Around 1962-63, the Lambs acquired the redundant old Hornby School, just across the road from the garage. This was then converted into a car showroom, with a large glass window replacing the front wall. It was said at the time that Austin cars weren’t the best quality but local people liked to deal with a local business that would give good service.

Sadly British Leyland who made Austin cars and vans at this time decided they wanted large upmarket showrooms selling their cars, and no longer needed the small country garage.

This was a setback for Clive who had enjoyed selling new cars and, sadly, his dad Ken and Uncle Bob had passed away in 1990.

Both men had been hardworking garage owners, Ken was famed for his talent for tuning carburettors by ear, a skill he learned when working on the Merlin Spitfire engine during the war.

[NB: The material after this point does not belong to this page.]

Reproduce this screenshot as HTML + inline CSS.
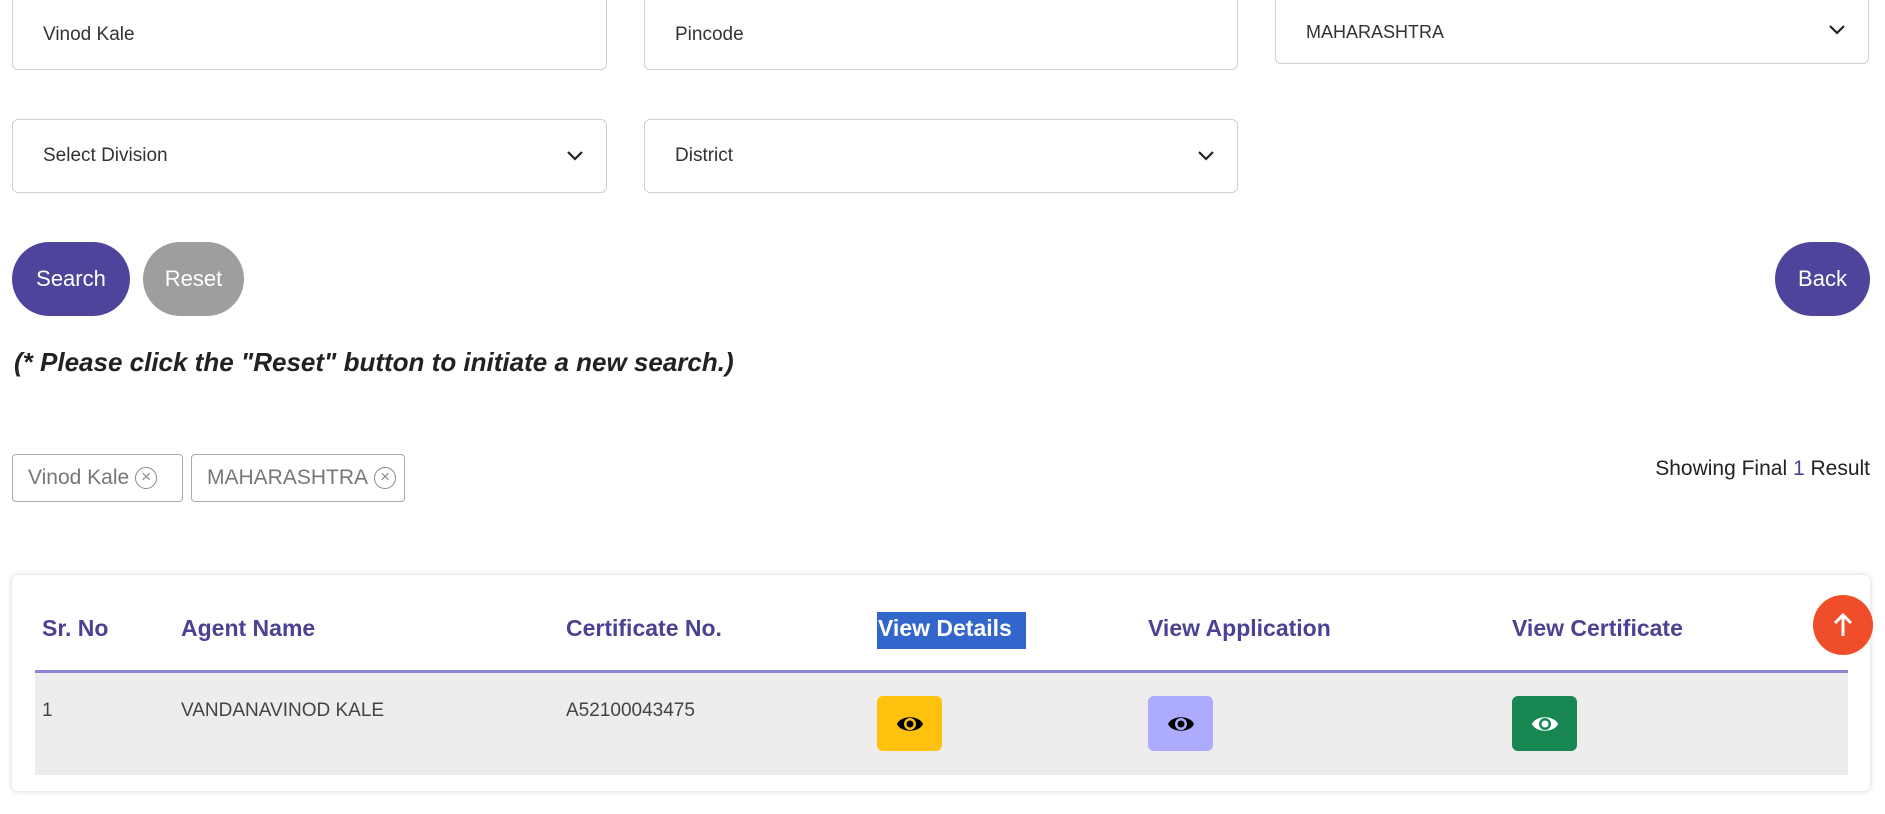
<!DOCTYPE html>
<html><head><meta charset="utf-8"><style>
*{box-sizing:border-box;margin:0;padding:0}
body{width:1885px;height:814px;overflow:hidden;background:#fff;font-family:"Liberation Sans",sans-serif;color:#222;position:relative}
.box{position:absolute;border:1px solid #d0d0d0;border-radius:6px;background:#fff;font-size:19px;color:#333;padding-left:30px;display:flex;align-items:center}
.chev{position:absolute;right:22px;top:50%;margin-top:-8px}
.btn{position:absolute;border-radius:37px;color:#fff;font-size:22px;display:flex;align-items:center;justify-content:center}
.chip{position:absolute;border:1px solid #aaa;border-radius:4px;font-size:21px;color:#777;display:flex;align-items:center;padding-left:15px;white-space:nowrap}
.x{display:inline-block;width:22px;height:22px;border:1.5px solid #888;border-radius:50%;margin-left:6px;font-size:17px;line-height:18px;text-align:center;color:#888}
.card{position:absolute;left:12px;top:575px;width:1858px;height:216px;border-radius:6px;box-shadow:0 0 6px rgba(0,0,0,.18);background:#fff}
.th{position:absolute;top:615px;font-size:23px;font-weight:bold;color:#4b4294}
.td{position:absolute;top:700px;font-size:19px;color:#444}
.eye{position:absolute;top:696px;width:65px;height:55px;border-radius:6px;display:flex;align-items:center;justify-content:center}
</style></head><body>
<div class="box" style="left:12px;top:-10px;width:595px;height:80px;padding-top:10px">Vinod Kale</div>
<div class="box" style="left:644px;top:-10px;width:594px;height:80px;padding-top:10px">Pincode</div>
<div class="box" style="left:1275px;top:-10px;width:594px;height:74px;padding-top:10px;font-size:18px">MAHARASHTRA<svg class="chev" style="margin-top:-3px" width="18" height="12" viewBox="0 0 18 12"><path d="M2 2l7 7 7-7" fill="none" stroke="#222" stroke-width="2.2"/></svg></div>
<div class="box" style="left:12px;top:119px;width:595px;height:74px">Select Division<svg class="chev" width="18" height="12" viewBox="0 0 18 12" style="margin-top:-6px"><path d="M2 2l7 7 7-7" fill="none" stroke="#222" stroke-width="2.2"/></svg></div>
<div class="box" style="left:644px;top:119px;width:594px;height:74px">District<svg class="chev" width="18" height="12" viewBox="0 0 18 12" style="margin-top:-6px"><path d="M2 2l7 7 7-7" fill="none" stroke="#222" stroke-width="2.2"/></svg></div>
<div class="btn" style="left:12px;top:242px;width:118px;height:74px;background:#4e449b">Search</div>
<div class="btn" style="left:143px;top:242px;width:101px;height:74px;background:#9e9e9e">Reset</div>
<div class="btn" style="left:1775px;top:242px;width:95px;height:74px;background:#4e449b">Back</div>
<div style="position:absolute;left:14px;top:347px;font-size:26px;font-weight:bold;font-style:italic;color:#222">(* Please click the "Reset" button to initiate a new search.)</div>
<div class="chip" style="left:12px;top:454px;width:171px;height:48px">Vinod Kale<span class="x">×</span></div>
<div class="chip" style="left:191px;top:454px;width:214px;height:48px">MAHARASHTRA<span class="x">×</span></div>
<div style="position:absolute;right:15px;top:457px;font-size:21px;color:#222">Showing Final <span style="color:#4b4294">1</span> Result</div>
<div class="card"></div>
<div style="position:absolute;left:35px;top:670px;width:1813px;height:3px;background:#8b87d6"></div>
<div style="position:absolute;left:35px;top:673px;width:1813px;height:102px;background:#eeeced"></div>
<div class="th" style="left:42px">Sr. No</div>
<div class="th" style="left:181px">Agent Name</div>
<div class="th" style="left:566px">Certificate No.</div>
<div class="th" style="left:877px;top:612px;background:#3366cc;color:#fff;padding:3px 1px;height:37px;width:149px">View Details</div>
<div class="th" style="left:1148px">View Application</div>
<div class="th" style="left:1512px">View Certificate</div>
<div class="td" style="left:42px">1</div>
<div class="td" style="left:181px">VANDANAVINOD KALE</div>
<div class="td" style="left:566px">A52100043475</div>
<div class="eye" style="left:877px;background:#fdc10e"><svg width="28" height="22" viewBox="0 0 28 22"><path d="M1 11C5 2 23 2 27 11C23 20 5 20 1 11Z" fill="#000"/><circle cx="14" cy="11" r="6" fill="#fdc10e"/><circle cx="14" cy="11" r="3.5" fill="#000"/></svg></div>
<div class="eye" style="left:1148px;background:#adabfd"><svg width="28" height="22" viewBox="0 0 28 22"><path d="M1 11C5 2 23 2 27 11C23 20 5 20 1 11Z" fill="#000"/><circle cx="14" cy="11" r="6" fill="#adabfd"/><circle cx="14" cy="11" r="3.5" fill="#000"/></svg></div>
<div class="eye" style="left:1512px;background:#198754"><svg width="28" height="22" viewBox="0 0 28 22"><path d="M1 11C5 2 23 2 27 11C23 20 5 20 1 11Z" fill="#fff"/><circle cx="14" cy="11" r="6" fill="#198754"/><circle cx="14" cy="11" r="3.5" fill="#fff"/></svg></div>
<div style="position:absolute;left:1813px;top:595px;width:60px;height:60px;border-radius:50%;background:#f04e2a;display:flex;align-items:center;justify-content:center"><svg width="22" height="26" viewBox="0 0 22 26"><path d="M11 24V3M3 11l8-8 8 8" fill="none" stroke="#fff" stroke-width="3"/></svg></div>
</body></html>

Bob was a part-time fireman for many years, many spent driving the fire engine. A major incident that Bob missed because he was on holiday, was the Wray flood disaster of August 8, 1967, when many of the local villages were badly damaged by the floodwaters.

Clive was now running the garage on his own, assisted by his mother Mary and Aunt Marjorie. Mechanics were now employed, ably assisted by Chris Woods, to service the local vehicles.

Clive had, also, now started to drive coaches for Silver Fern at Redwell and he enjoyed driving around the UK and the continent.

Clive was also busy with civic duties, was on the parish council, the village committee, and many


On December 15, 2001, Lunesdale Garage closed, and in 2003, the garage was sold, then demolished and a house built on the land.